§ **Given exercise**: The records below hold a stretch from the line with "Rebuild this table" through the line with "const LINE = '#9a9a9a';"; return exactly those lines, ends included, and nothing more.

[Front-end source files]
## Begin

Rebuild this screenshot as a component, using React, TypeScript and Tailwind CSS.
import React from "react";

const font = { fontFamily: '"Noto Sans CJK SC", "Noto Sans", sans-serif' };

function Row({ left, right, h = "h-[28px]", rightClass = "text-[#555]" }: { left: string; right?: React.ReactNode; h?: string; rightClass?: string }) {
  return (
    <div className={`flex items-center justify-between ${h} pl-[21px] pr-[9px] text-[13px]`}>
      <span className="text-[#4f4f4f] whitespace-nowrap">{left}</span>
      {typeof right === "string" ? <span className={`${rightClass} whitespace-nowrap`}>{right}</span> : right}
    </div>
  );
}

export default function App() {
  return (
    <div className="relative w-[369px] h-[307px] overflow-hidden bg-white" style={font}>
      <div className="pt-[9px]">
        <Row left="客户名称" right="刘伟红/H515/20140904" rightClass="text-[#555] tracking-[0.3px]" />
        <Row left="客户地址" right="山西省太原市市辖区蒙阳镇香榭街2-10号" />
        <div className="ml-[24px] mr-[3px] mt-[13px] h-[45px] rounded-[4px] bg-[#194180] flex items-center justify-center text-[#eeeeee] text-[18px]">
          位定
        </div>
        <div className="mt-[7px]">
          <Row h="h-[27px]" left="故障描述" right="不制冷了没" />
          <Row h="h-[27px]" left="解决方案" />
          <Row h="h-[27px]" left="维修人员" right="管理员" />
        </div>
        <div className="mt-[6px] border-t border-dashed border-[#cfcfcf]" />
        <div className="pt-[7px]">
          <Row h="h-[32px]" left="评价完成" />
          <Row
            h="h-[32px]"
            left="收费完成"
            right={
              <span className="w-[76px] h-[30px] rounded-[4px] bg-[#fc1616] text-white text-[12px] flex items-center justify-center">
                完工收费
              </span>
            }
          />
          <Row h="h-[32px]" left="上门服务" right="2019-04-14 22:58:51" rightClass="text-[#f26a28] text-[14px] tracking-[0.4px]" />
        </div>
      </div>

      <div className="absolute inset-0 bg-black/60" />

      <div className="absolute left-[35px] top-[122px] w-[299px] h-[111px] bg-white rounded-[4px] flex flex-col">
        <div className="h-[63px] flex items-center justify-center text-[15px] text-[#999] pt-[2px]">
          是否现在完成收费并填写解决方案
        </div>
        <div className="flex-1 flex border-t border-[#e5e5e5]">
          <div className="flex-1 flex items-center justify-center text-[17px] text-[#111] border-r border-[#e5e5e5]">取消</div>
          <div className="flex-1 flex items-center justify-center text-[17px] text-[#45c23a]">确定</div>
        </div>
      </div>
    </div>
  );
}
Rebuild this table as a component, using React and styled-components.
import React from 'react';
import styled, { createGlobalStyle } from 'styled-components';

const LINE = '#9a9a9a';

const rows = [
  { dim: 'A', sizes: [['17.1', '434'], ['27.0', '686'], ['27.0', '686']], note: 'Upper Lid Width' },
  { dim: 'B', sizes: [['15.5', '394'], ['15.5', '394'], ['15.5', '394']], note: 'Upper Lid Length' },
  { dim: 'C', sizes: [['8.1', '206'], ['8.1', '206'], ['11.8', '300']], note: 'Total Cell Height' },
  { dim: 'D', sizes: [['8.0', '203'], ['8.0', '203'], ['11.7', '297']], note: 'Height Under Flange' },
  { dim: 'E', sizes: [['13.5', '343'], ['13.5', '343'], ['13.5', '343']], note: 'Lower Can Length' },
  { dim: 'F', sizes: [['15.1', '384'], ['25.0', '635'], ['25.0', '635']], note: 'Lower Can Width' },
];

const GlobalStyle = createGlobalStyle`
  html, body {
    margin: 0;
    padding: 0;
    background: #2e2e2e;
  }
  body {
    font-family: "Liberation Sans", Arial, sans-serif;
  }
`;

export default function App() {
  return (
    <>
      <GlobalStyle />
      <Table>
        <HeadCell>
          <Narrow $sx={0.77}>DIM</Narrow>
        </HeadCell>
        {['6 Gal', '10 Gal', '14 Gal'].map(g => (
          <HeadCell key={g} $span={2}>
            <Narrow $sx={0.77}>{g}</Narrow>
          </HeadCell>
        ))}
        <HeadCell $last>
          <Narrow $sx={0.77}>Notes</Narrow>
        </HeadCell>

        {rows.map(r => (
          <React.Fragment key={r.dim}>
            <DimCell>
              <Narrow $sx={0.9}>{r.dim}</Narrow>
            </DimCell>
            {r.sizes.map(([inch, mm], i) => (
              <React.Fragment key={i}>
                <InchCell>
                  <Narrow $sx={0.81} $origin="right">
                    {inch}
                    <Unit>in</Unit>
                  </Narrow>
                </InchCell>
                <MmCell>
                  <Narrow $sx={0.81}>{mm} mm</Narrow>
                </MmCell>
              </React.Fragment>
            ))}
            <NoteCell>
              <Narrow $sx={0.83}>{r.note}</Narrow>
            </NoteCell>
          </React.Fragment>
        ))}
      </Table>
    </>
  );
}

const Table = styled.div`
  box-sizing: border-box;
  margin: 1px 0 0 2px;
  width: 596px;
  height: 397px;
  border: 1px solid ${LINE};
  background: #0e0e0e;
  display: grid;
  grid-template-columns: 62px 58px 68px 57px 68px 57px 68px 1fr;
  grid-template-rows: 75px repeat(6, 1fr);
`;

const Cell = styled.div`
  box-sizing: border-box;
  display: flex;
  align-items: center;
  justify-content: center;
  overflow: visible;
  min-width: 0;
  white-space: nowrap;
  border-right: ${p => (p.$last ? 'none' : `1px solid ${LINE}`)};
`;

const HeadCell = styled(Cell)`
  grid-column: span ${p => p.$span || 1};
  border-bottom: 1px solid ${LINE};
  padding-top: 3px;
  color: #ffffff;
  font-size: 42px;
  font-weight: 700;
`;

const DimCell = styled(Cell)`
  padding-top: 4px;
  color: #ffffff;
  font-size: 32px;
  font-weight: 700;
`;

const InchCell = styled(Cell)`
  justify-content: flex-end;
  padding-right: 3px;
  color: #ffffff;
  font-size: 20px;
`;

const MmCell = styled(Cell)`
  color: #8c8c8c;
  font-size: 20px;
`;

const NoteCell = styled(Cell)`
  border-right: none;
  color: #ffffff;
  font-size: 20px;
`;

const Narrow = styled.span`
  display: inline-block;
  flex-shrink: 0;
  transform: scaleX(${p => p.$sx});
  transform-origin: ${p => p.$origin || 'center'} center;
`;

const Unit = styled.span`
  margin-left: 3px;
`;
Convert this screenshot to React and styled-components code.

## End
## Begin

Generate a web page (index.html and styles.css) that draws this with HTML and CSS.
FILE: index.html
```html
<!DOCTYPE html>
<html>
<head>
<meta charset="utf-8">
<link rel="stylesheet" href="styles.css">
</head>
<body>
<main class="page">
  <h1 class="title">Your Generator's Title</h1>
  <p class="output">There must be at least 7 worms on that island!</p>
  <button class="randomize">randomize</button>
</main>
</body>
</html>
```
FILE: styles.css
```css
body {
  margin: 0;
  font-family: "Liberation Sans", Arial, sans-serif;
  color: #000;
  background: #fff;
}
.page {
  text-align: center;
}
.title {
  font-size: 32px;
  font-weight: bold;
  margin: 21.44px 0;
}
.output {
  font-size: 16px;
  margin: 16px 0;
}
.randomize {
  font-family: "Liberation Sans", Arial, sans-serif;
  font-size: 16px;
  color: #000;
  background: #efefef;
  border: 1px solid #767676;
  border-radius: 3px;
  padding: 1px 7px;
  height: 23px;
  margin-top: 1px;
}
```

## End
## Begin

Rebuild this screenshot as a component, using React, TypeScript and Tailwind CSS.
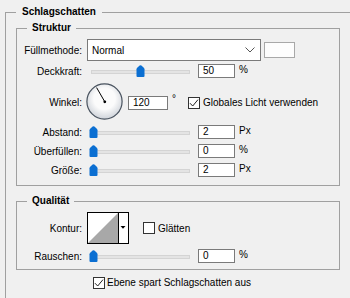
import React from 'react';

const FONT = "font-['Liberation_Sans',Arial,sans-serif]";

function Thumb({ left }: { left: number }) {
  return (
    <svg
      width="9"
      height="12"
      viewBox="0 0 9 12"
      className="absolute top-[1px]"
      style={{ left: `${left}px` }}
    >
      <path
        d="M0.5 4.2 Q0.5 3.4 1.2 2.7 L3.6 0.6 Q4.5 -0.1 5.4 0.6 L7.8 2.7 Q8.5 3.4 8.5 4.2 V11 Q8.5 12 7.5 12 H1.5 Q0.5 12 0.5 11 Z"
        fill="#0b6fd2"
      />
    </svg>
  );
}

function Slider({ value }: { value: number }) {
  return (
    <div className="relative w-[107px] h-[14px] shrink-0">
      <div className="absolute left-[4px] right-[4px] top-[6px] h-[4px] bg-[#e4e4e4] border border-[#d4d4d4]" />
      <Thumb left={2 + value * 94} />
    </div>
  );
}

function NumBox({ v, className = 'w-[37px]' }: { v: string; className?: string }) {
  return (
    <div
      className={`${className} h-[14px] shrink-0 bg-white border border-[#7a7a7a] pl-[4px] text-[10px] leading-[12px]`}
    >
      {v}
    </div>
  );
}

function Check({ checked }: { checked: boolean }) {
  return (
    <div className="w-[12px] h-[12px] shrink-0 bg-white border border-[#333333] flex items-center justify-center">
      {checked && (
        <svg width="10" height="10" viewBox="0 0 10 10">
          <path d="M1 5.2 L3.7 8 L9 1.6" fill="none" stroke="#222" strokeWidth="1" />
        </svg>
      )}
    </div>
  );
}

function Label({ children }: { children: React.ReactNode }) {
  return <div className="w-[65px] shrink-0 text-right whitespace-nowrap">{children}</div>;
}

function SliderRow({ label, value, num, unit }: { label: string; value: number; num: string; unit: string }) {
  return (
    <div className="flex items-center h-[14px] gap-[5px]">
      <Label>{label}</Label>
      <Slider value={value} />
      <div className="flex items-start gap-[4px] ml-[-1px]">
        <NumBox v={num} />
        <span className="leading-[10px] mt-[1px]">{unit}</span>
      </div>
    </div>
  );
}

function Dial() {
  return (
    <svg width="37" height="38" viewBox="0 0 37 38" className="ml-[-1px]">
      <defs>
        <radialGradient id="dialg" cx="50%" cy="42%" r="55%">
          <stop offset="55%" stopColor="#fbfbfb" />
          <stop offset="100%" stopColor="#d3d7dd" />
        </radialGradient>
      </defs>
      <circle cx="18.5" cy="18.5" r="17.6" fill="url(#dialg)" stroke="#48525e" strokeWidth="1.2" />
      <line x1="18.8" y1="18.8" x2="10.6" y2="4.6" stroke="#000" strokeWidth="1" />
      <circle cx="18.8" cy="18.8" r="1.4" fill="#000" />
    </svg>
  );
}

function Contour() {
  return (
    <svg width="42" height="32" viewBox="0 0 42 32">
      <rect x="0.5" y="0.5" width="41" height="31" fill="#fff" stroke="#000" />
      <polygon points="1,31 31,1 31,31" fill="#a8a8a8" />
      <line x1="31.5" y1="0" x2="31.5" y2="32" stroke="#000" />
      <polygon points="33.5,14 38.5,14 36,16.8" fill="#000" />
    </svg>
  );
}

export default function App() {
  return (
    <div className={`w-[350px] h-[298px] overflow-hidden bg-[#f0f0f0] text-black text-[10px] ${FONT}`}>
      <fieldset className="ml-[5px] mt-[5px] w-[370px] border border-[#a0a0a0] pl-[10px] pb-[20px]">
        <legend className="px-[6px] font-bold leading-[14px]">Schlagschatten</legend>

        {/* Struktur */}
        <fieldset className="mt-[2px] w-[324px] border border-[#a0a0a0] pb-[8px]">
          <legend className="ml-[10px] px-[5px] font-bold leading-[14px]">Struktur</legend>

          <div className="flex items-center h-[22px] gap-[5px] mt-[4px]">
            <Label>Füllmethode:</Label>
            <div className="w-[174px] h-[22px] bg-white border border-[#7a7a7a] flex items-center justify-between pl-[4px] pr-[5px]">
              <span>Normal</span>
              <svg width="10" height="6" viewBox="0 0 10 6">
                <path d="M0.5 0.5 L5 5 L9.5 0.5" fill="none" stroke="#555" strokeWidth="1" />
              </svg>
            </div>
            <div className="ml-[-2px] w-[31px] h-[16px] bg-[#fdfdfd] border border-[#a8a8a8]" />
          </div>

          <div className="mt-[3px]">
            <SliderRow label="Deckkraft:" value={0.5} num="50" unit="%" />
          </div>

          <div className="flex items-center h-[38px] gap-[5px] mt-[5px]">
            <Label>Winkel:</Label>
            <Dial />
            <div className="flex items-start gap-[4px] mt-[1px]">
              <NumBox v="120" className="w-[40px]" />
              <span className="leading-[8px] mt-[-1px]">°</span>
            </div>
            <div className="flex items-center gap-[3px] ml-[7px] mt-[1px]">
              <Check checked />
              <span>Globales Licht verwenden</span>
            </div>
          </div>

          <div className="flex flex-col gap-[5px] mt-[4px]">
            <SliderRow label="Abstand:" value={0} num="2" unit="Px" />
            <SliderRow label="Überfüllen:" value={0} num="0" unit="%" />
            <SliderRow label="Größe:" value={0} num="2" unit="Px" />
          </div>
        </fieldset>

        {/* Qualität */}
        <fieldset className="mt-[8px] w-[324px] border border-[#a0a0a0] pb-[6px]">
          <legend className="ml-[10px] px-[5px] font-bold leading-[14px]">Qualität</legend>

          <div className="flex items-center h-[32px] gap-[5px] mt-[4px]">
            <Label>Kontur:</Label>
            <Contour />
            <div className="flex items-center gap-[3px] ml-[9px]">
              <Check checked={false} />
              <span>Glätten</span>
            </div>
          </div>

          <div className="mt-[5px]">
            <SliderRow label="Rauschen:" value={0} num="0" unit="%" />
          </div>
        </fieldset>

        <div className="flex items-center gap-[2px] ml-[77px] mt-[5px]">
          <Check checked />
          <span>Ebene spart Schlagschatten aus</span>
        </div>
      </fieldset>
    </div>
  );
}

## End

§ **Response to this exercise**:
Rebuild this table as a component, using React and styled-components.
import React from 'react';
import styled, { createGlobalStyle } from 'styled-components';

const LINE = '#9a9a9a';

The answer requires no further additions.